(Rows from a dataset of pages and code)
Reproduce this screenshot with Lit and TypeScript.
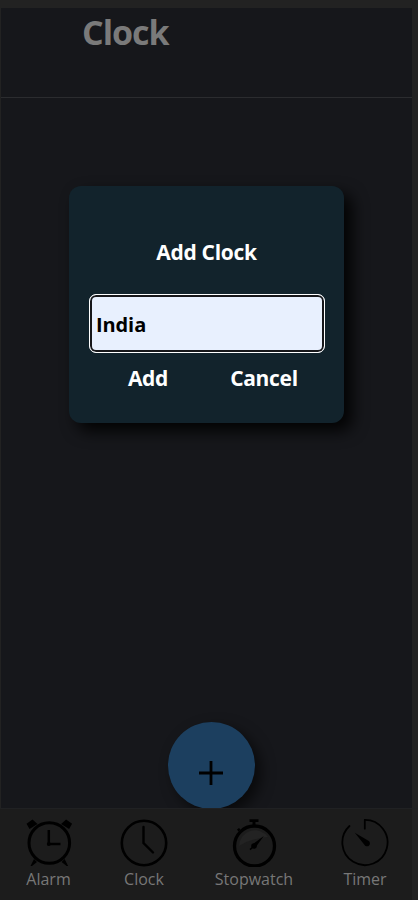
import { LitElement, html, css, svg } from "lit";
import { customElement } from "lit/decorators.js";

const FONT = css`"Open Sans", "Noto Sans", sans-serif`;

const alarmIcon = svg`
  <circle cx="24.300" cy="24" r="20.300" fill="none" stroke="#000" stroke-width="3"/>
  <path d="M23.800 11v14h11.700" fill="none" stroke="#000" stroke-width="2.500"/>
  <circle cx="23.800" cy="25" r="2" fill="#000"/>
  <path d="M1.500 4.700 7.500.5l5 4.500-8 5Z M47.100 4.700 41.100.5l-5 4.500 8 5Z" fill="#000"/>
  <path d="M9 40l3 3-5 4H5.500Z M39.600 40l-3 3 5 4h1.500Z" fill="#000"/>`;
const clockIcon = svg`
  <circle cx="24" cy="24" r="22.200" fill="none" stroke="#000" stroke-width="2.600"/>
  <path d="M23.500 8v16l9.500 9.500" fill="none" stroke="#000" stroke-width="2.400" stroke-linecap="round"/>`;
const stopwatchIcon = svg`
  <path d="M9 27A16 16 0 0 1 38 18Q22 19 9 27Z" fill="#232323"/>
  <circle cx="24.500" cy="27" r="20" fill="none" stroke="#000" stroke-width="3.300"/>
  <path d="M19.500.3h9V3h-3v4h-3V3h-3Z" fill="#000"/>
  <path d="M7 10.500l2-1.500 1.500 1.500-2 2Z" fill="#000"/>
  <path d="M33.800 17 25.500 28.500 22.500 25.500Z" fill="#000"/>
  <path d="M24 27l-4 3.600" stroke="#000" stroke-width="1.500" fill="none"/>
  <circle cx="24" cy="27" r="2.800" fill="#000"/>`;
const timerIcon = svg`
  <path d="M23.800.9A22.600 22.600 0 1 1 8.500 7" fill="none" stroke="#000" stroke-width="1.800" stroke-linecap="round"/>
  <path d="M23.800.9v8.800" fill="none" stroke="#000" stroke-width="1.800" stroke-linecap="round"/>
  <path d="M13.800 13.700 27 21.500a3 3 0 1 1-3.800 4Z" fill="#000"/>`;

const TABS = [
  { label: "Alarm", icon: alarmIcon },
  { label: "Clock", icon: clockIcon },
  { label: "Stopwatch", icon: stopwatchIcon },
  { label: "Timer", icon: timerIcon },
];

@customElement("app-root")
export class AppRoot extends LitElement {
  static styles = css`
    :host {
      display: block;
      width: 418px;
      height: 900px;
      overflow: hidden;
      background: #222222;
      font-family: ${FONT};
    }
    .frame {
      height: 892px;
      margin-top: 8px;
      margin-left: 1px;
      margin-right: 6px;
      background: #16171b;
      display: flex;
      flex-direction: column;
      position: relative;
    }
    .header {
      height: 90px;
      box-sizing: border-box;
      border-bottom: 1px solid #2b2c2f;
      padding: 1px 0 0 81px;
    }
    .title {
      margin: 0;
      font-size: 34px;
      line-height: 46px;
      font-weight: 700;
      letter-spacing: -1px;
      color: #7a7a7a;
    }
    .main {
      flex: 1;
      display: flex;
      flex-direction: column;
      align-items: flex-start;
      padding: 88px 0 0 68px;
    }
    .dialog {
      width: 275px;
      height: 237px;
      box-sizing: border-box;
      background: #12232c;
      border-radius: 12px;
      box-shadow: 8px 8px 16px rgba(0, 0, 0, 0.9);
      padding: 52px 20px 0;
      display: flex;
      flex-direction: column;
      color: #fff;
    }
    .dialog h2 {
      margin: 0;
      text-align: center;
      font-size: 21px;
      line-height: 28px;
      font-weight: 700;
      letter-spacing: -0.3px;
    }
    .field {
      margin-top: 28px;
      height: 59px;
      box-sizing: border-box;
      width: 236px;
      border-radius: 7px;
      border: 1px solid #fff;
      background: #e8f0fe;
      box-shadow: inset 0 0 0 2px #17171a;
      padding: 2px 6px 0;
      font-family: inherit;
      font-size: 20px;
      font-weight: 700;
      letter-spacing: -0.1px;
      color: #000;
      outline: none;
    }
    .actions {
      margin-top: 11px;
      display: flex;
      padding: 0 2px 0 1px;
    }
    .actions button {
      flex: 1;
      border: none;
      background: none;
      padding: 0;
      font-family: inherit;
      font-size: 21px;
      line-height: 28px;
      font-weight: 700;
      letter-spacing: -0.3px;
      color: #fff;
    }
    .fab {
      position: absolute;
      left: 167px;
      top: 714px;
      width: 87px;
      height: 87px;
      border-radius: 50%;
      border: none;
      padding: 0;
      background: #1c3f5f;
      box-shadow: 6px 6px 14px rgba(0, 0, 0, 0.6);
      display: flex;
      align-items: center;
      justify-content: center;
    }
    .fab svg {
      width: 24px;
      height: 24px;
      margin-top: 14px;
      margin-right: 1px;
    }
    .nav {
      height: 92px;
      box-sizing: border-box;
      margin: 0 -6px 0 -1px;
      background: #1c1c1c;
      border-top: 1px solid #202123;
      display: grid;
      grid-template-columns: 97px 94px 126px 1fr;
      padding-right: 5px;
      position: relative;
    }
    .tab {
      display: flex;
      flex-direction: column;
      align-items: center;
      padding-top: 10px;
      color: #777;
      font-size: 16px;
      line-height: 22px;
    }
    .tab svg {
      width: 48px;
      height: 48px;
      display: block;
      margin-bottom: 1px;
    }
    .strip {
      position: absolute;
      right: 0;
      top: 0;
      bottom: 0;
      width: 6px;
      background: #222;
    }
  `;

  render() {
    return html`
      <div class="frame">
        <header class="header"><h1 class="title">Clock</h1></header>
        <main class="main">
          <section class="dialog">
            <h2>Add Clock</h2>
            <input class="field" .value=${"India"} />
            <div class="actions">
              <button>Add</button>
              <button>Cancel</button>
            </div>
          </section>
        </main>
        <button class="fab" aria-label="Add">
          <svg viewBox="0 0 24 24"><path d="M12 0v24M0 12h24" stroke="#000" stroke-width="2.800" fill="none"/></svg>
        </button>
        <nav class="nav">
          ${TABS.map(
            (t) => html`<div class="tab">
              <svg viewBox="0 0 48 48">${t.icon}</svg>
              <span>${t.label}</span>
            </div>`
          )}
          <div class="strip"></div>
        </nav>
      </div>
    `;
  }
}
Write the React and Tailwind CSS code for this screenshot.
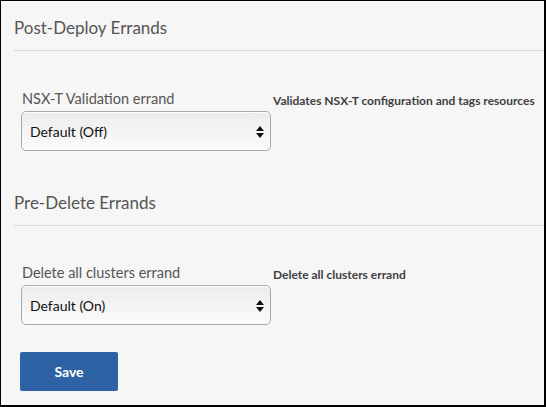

Problem statement — Print out the material word for word, omitting the pictures.

Task output —
Reproduce this screenshot with Lit and TypeScript.
import { LitElement, html, css, svg } from "lit";
import { customElement } from "lit/decorators.js";

const FONT = css`"Open Sans", "Noto Sans", sans-serif`;

const alarmIcon = svg`
  <circle cx="24.300" cy="24" r="20.300" fill="none" stroke="#000" stroke-width="3"/>
  <path d="M23.800 11v14h11.700" fill="none" stroke="#000" stroke-width="2.500"/>
  <circle cx="23.800" cy="25" r="2" fill="#000"/>
  <path d="M1.500 4.700 7.500.5l5 4.500-8 5Z M47.100 4.700 41.100.5l-5 4.500 8 5Z" fill="#000"/>
  <path d="M9 40l3 3-5 4H5.500Z M39.600 40l-3 3 5 4h1.500Z" fill="#000"/>`;
const clockIcon = svg`
  <circle cx="24" cy="24" r="22.200" fill="none" stroke="#000" stroke-width="2.600"/>
  <path d="M23.500 8v16l9.500 9.500" fill="none" stroke="#000" stroke-width="2.400" stroke-linecap="round"/>`;
const stopwatchIcon = svg`
  <path d="M9 27A16 16 0 0 1 38 18Q22 19 9 27Z" fill="#232323"/>
  <circle cx="24.500" cy="27" r="20" fill="none" stroke="#000" stroke-width="3.300"/>
  <path d="M19.500.3h9V3h-3v4h-3V3h-3Z" fill="#000"/>
  <path d="M7 10.500l2-1.500 1.500 1.500-2 2Z" fill="#000"/>
  <path d="M33.800 17 25.500 28.500 22.500 25.500Z" fill="#000"/>
  <path d="M24 27l-4 3.600" stroke="#000" stroke-width="1.500" fill="none"/>
  <circle cx="24" cy="27" r="2.800" fill="#000"/>`;
const timerIcon = svg`
  <path d="M23.800.9A22.600 22.600 0 1 1 8.500 7" fill="none" stroke="#000" stroke-width="1.800" stroke-linecap="round"/>
  <path d="M23.800.9v8.800" fill="none" stroke="#000" stroke-width="1.800" stroke-linecap="round"/>
  <path d="M13.800 13.700 27 21.500a3 3 0 1 1-3.800 4Z" fill="#000"/>`;

const TABS = [
  { label: "Alarm", icon: alarmIcon },
  { label: "Clock", icon: clockIcon },
  { label: "Stopwatch", icon: stopwatchIcon },
  { label: "Timer", icon: timerIcon },
];

@customElement("app-root")
export class AppRoot extends LitElement {
  static styles = css`
    :host {
      display: block;
      width: 418px;
      height: 900px;
      overflow: hidden;
      background: #222222;
      font-family: ${FONT};
    }
    .frame {
      height: 892px;
      margin-top: 8px;
      margin-left: 1px;
      margin-right: 6px;
      background: #16171b;
      display: flex;
      flex-direction: column;
      position: relative;
    }
    .header {
      height: 90px;
      box-sizing: border-box;
      border-bottom: 1px solid #2b2c2f;
      padding: 1px 0 0 81px;
    }
    .title {
      margin: 0;
      font-size: 34px;
      line-height: 46px;
      font-weight: 700;
      letter-spacing: -1px;
      color: #7a7a7a;
    }
    .main {
      flex: 1;
      display: flex;
      flex-direction: column;
      align-items: flex-start;
      padding: 88px 0 0 68px;
    }
    .dialog {
      width: 275px;
      height: 237px;
      box-sizing: border-box;
      background: #12232c;
      border-radius: 12px;
      box-shadow: 8px 8px 16px rgba(0, 0, 0, 0.9);
      padding: 52px 20px 0;
      display: flex;
      flex-direction: column;
      color: #fff;
    }
    .dialog h2 {
      margin: 0;
      text-align: center;
      font-size: 21px;
      line-height: 28px;
      font-weight: 700;
      letter-spacing: -0.3px;
    }
    .field {
      margin-top: 28px;
      height: 59px;
      box-sizing: border-box;
      width: 236px;
      border-radius: 7px;
      border: 1px solid #fff;
      background: #e8f0fe;
      box-shadow: inset 0 0 0 2px #17171a;
      padding: 2px 6px 0;
      font-family: inherit;
      font-size: 20px;
      font-weight: 700;
      letter-spacing: -0.1px;
      color: #000;
      outline: none;
    }
    .actions {
      margin-top: 11px;
      display: flex;
      padding: 0 2px 0 1px;
    }
    .actions button {
      flex: 1;
      border: none;
      background: none;
      padding: 0;
      font-family: inherit;
      font-size: 21px;
      line-height: 28px;
      font-weight: 700;
      letter-spacing: -0.3px;
      color: #fff;
    }
    .fab {
      position: absolute;
      left: 167px;
      top: 714px;
      width: 87px;
      height: 87px;
      border-radius: 50%;
      border: none;
      padding: 0;
      background: #1c3f5f;
      box-shadow: 6px 6px 14px rgba(0, 0, 0, 0.6);
      display: flex;
      align-items: center;
      justify-content: center;
    }
    .fab svg {
      width: 24px;
      height: 24px;
      margin-top: 14px;
      margin-right: 1px;
    }
    .nav {
      height: 92px;
      box-sizing: border-box;
      margin: 0 -6px 0 -1px;
      background: #1c1c1c;
      border-top: 1px solid #202123;
      display: grid;
      grid-template-columns: 97px 94px 126px 1fr;
      padding-right: 5px;
      position: relative;
    }
    .tab {
      display: flex;
      flex-direction: column;
      align-items: center;
      padding-top: 10px;
      color: #777;
      font-size: 16px;
      line-height: 22px;
    }
    .tab svg {
      width: 48px;
      height: 48px;
      display: block;
      margin-bottom: 1px;
    }
    .strip {
      position: absolute;
      right: 0;
      top: 0;
      bottom: 0;
      width: 6px;
      background: #222;
    }
  `;

  render() {
    return html`
      <div class="frame">
        <header class="header"><h1 class="title">Clock</h1></header>
        <main class="main">
          <section class="dialog">
            <h2>Add Clock</h2>
            <input class="field" .value=${"India"} />
            <div class="actions">
              <button>Add</button>
              <button>Cancel</button>
            </div>
          </section>
        </main>
        <button class="fab" aria-label="Add">
          <svg viewBox="0 0 24 24"><path d="M12 0v24M0 12h24" stroke="#000" stroke-width="2.800" fill="none"/></svg>
        </button>
        <nav class="nav">
          ${TABS.map(
            (t) => html`<div class="tab">
              <svg viewBox="0 0 48 48">${t.icon}</svg>
              <span>${t.label}</span>
            </div>`
          )}
          <div class="strip"></div>
        </nav>
      </div>
    `;
  }
}
Write the React and Tailwind CSS code for this screenshot.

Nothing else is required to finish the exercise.